● **Stated goal**
From the listing below, extract every line in which the word "this" appears.

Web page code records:
● ● ●

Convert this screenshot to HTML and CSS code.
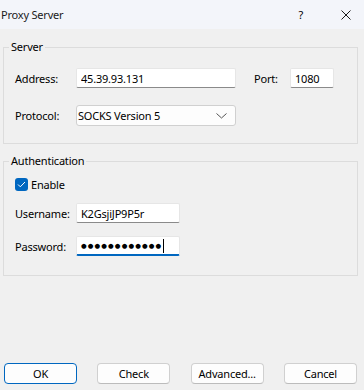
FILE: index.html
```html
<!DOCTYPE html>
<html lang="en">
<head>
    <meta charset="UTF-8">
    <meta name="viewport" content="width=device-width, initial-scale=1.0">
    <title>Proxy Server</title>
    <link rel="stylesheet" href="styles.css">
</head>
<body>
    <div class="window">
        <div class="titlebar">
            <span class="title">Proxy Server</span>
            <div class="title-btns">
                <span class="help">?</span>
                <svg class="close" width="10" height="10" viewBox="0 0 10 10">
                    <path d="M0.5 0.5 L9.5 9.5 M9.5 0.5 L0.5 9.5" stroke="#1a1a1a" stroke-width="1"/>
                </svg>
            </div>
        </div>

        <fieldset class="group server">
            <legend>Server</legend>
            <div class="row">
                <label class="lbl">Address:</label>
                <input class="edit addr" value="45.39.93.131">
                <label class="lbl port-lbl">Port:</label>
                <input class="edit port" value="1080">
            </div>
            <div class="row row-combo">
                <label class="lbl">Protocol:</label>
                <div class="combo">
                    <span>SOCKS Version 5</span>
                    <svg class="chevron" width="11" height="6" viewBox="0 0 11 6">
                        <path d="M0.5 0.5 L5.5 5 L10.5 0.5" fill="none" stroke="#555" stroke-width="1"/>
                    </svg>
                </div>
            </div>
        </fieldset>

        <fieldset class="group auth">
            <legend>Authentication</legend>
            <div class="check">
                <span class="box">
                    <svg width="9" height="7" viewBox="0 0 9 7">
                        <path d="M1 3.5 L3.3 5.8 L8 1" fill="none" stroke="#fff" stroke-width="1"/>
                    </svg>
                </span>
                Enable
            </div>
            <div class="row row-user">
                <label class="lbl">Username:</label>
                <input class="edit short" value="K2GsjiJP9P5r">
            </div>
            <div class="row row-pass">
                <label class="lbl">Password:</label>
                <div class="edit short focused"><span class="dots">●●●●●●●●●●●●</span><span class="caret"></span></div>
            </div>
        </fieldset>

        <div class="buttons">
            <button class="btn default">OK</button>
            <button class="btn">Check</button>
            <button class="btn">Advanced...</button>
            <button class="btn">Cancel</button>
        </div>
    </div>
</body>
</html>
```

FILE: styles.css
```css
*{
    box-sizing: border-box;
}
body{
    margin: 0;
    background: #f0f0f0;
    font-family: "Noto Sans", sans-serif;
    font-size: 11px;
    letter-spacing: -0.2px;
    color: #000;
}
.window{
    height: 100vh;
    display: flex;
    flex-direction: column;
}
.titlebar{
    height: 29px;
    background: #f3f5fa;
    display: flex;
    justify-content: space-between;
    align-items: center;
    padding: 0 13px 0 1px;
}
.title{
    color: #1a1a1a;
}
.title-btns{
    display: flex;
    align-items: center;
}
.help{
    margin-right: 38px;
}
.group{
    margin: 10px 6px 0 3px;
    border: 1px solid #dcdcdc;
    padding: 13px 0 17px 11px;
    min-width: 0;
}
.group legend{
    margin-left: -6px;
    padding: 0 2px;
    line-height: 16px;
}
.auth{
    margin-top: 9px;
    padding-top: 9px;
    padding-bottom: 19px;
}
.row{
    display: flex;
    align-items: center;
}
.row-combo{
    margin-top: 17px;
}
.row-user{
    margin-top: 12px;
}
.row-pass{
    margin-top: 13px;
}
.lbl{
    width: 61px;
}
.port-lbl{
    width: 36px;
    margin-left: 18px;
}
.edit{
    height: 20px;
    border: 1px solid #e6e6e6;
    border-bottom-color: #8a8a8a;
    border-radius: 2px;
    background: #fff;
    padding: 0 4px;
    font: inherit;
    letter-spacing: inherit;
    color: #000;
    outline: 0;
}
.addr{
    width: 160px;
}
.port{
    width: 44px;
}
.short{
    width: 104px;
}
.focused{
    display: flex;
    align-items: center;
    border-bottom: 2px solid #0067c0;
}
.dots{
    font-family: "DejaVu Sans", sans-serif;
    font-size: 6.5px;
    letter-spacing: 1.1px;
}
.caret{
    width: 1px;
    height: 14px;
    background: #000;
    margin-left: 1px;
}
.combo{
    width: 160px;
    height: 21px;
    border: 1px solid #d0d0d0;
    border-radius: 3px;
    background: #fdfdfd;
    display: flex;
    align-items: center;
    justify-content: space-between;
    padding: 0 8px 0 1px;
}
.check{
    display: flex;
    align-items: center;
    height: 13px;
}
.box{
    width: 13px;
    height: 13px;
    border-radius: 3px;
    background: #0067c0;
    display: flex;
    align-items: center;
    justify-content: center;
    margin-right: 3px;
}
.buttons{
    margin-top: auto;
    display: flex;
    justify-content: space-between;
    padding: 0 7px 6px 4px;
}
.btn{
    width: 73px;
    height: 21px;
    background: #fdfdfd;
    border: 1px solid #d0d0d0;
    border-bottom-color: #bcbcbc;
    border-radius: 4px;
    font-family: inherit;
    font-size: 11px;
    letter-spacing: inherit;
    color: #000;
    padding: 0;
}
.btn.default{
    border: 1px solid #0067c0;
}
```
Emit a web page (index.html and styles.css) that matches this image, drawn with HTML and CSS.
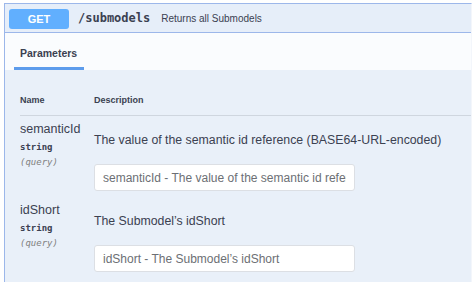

● ● ●

● **Full response**
Convert this screenshot to HTML and CSS code.
Emit a web page (index.html and styles.css) that matches this image, drawn with HTML and CSS.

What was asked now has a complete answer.